March 18, 2014

Of Being "Stress Paralyzed" and "Enough"

A few weeks ago, I got to preview a fun movie called "Mom's Night Out," which is produced by Affirm Films/Sony pictures. My friend Dawn and I went down for a quick bite at Chipotle, where I embarrassingly scarfed down a chicken salad in under ten minutes. This will be an important factoid later on in this post.



The movie was fabulous. If it comes to B'ville, my girl Rachel and I are totally planning a Mom's Night Out with our friends to see it.



The movie kinda seemed like maybe I had written it--maybe I had and forgot I sold it to Sony, in which case, I need to find that contract. But, there were two parts in movie that spoke directly to me. At that time, I thought I completely understood them, now? I know I really didn't have a clue.

At one point, the main dad in the movie comes home to find the main mom in the movie in her closet watching a live feed of baby eagles and their momma. The dad asks if she's okay, and the mom responds, "I think I'm stress paralyzed."

The dad, true to dad form says, "I don't think that's a thing."

"It could be a thing," she answers back.

Here's the truth. It is a thing.

When a to-do list is a mile long ...
When you list of obligations has not one thing that could also serve as a "want to" ...
When getting off the couch to go to bed can reduce you to tears because the end of the day has come and you don't feel like you've accomplished one thing ...
When you want to give so much to the people you love but you don't feel adequate to give a wave to a pesky fly ... 

That's stress paralyzed, and it's a thing, and it's come in and sat on my chest and squeezed my throat tight and made it hard for me to breath in the past few weeks.
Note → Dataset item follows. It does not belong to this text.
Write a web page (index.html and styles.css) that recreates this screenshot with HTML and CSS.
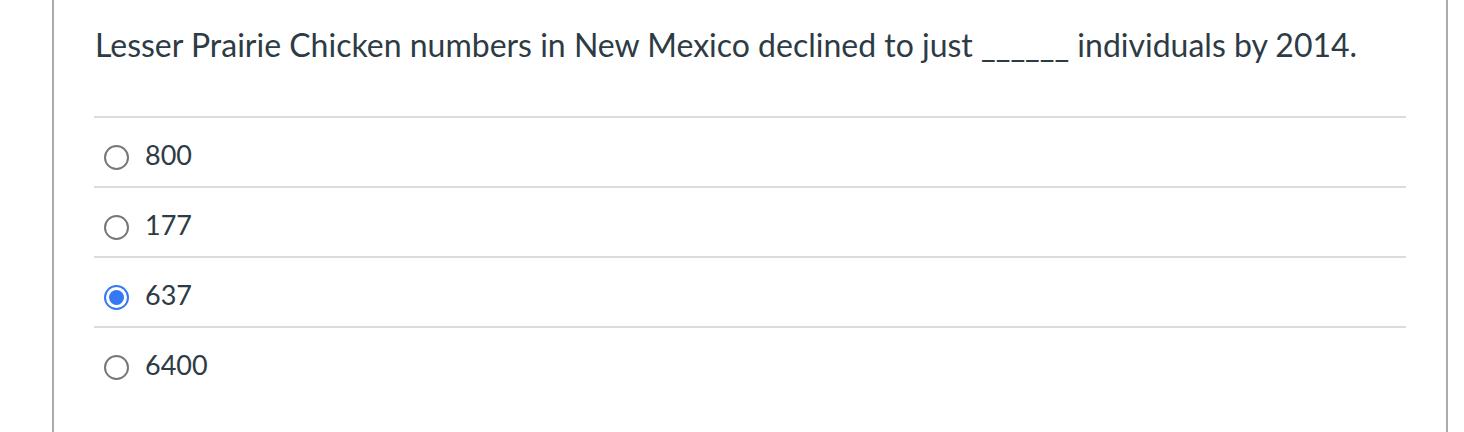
FILE: index.html
```html
<!DOCTYPE html>
<html>
<head>
<meta charset="utf-8">
<link rel="stylesheet" href="styles.css">
</head>
<body>
<div class="panel">
  <div class="question">Lesser Prairie Chicken numbers in New Mexico declined to just ______ individuals by 2014.</div>
  <div class="answers">
    <label class="answer"><span class="radio"></span><span class="label">800</span></label>
    <label class="answer"><span class="radio"></span><span class="label">177</span></label>
    <label class="answer"><span class="radio checked"></span><span class="label">637</span></label>
    <label class="answer"><span class="radio"></span><span class="label">6400</span></label>
  </div>
</div>
</body>
</html>
```
FILE: styles.css
```css
html, body {
  margin: 0;
  padding: 0;
  background: #fff;
}
body {
  font-family: Lato, "Liberation Sans", sans-serif;
  color: #2d3b45;
  height: 432px;
  overflow: hidden;
}
.panel {
  margin-left: 52px;
  height: 432px;
  border-left: 2px solid #ababab;
  border-right: 2px solid #ababab;
  padding: 0 40px;
  box-sizing: content-box;
  width: 1312px;
}
.question {
  font-size: 32px;
  line-height: 40px;
  padding-top: 25px;
  height: 116px;
  box-sizing: border-box;
  padding-left: 1px;
}
.answer {
  display: flex;
  align-items: flex-start;
  height: 70px;
  border-top: 2px solid #dcdcdc;
  box-sizing: border-box;
  padding-left: 10px;
  gap: 16px;
  font-size: 27px;
}
.radio {
  width: 25px;
  height: 25px;
  margin-top: 27px;
  border-radius: 50%;
  border: 2px solid #777;
  box-sizing: border-box;
  flex: none;
  position: relative;
}
.radio.checked {
  border-color: #3478f6;
  border-width: 2.5px;
}
.radio.checked::after {
  content: "";
  position: absolute;
  left: 2.5px;
  top: 2.5px;
  width: 15px;
  height: 15px;
  border-radius: 50%;
  background: #3478f6;
}
.label {
  line-height: 30px;
  margin-top: 22px;
}
```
Later on in the movie, the mom character just melts down in the middle of the police station while sitting next to the tattoo-artist. (See? Doesn't this movie seem great?) The thing that's breaking her heart is that she can't do everything for everybody.

And the tattoo artist says, in essence, you don't have to. You are enough just the way you are.

Enough.

I like that word, and I have to remind myself of that on a daily (hourly) basis: I am enough. I can do enough. I will do enough. Who I am is enough to handle what I need to do.

It's a very affirming thought. Very affirming, indeed.



That doesn't mean, though, that I still have days that getting off the couch to go to bed reduces me to tears, it just means I don't cry all night long about it.

2 comments:

  1. STRESS PARALYZED. Oh friend. Come sit on the couch next to me and we'll get teary together :)

    I have hope that things will start to feel less paralyzing (for us both, I'm there with you... just four or five states away.)

    ReplyDelete
  2. Oh I had this so bad last night. It IS a thing!